Give back only the lines from the one that contains "Write a component" through the one that contains "const LH = 16.3;", word for word and without images.

═════ Input material ═════

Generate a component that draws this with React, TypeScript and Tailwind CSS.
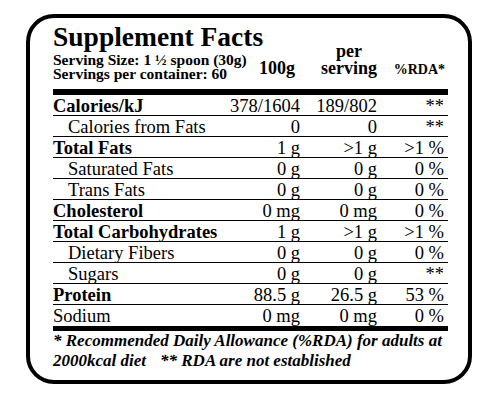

═════
═════ Input material ═════

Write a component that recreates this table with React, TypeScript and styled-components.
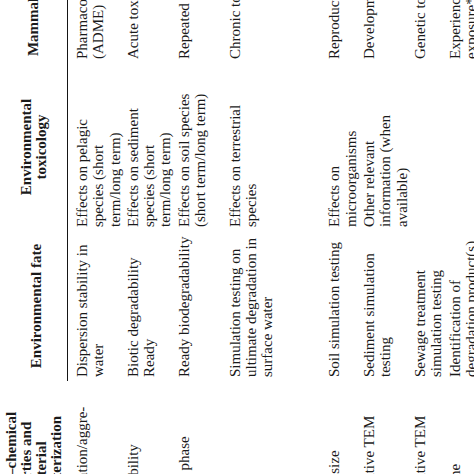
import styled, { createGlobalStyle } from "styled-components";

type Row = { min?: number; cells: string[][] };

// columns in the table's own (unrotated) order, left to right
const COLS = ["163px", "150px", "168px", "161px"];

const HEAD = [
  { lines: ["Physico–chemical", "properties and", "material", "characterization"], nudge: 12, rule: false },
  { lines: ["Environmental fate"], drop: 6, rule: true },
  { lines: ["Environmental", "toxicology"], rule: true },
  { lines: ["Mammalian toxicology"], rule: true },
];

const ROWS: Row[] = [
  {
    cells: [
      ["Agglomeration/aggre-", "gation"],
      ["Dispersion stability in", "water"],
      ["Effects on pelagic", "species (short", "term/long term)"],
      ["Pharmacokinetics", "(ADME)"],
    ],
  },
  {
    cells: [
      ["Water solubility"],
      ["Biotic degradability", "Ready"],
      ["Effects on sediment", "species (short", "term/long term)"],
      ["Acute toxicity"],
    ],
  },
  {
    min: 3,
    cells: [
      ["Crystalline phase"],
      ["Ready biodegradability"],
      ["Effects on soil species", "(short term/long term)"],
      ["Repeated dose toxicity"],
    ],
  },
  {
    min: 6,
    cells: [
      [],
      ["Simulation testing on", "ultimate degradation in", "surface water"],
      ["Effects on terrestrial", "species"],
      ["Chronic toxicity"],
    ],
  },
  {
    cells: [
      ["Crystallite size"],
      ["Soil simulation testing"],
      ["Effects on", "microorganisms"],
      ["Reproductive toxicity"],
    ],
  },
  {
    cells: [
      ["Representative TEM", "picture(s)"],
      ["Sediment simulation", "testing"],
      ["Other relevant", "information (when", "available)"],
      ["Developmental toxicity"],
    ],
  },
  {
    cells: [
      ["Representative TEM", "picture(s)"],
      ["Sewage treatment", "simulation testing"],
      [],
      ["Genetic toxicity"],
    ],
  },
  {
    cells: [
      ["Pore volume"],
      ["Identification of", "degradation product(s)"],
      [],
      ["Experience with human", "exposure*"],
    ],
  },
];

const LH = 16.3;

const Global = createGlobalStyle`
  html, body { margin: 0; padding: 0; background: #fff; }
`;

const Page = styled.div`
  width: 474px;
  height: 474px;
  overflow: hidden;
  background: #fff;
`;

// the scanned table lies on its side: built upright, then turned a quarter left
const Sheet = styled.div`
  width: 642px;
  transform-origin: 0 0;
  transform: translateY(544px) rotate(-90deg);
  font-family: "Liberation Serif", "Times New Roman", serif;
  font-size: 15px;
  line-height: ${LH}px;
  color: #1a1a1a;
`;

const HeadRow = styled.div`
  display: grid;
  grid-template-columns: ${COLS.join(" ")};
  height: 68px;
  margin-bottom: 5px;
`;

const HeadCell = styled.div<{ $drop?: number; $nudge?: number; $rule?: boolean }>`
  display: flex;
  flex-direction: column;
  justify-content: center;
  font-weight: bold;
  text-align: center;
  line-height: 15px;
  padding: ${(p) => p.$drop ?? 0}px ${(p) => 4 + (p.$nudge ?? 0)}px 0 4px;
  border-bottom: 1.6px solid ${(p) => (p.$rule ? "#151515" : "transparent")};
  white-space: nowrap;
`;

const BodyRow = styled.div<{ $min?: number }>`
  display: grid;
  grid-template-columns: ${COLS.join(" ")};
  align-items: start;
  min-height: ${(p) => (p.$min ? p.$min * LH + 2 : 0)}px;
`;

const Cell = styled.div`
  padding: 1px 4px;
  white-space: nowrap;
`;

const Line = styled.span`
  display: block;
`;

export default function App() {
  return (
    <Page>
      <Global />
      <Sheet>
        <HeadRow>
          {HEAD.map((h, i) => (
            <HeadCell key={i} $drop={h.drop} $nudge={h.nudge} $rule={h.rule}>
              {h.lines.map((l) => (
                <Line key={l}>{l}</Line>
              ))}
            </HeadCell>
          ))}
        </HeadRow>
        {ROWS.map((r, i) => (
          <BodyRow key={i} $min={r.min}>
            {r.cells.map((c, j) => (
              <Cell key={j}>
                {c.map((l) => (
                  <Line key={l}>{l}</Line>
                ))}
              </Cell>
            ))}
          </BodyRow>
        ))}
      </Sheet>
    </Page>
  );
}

═════

# Solved exercise:
Write a component that recreates this table with React, TypeScript and styled-components.
import styled, { createGlobalStyle } from "styled-components";

type Row = { min?: number; cells: string[][] };

// columns in the table's own (unrotated) order, left to right
const COLS = ["163px", "150px", "168px", "161px"];

const HEAD = [
  { lines: ["Physico–chemical", "properties and", "material", "characterization"], nudge: 12, rule: false },
  { lines: ["Environmental fate"], drop: 6, rule: true },
  { lines: ["Environmental", "toxicology"], rule: true },
  { lines: ["Mammalian toxicology"], rule: true },
];

const ROWS: Row[] = [
  {
    cells: [
      ["Agglomeration/aggre-", "gation"],
      ["Dispersion stability in", "water"],
      ["Effects on pelagic", "species (short", "term/long term)"],
      ["Pharmacokinetics", "(ADME)"],
    ],
  },
  {
    cells: [
      ["Water solubility"],
      ["Biotic degradability", "Ready"],
      ["Effects on sediment", "species (short", "term/long term)"],
      ["Acute toxicity"],
    ],
  },
  {
    min: 3,
    cells: [
      ["Crystalline phase"],
      ["Ready biodegradability"],
      ["Effects on soil species", "(short term/long term)"],
      ["Repeated dose toxicity"],
    ],
  },
  {
    min: 6,
    cells: [
      [],
      ["Simulation testing on", "ultimate degradation in", "surface water"],
      ["Effects on terrestrial", "species"],
      ["Chronic toxicity"],
    ],
  },
  {
    cells: [
      ["Crystallite size"],
      ["Soil simulation testing"],
      ["Effects on", "microorganisms"],
      ["Reproductive toxicity"],
    ],
  },
  {
    cells: [
      ["Representative TEM", "picture(s)"],
      ["Sediment simulation", "testing"],
      ["Other relevant", "information (when", "available)"],
      ["Developmental toxicity"],
    ],
  },
  {
    cells: [
      ["Representative TEM", "picture(s)"],
      ["Sewage treatment", "simulation testing"],
      [],
      ["Genetic toxicity"],
    ],
  },
  {
    cells: [
      ["Pore volume"],
      ["Identification of", "degradation product(s)"],
      [],
      ["Experience with human", "exposure*"],
    ],
  },
];

const LH = 16.3;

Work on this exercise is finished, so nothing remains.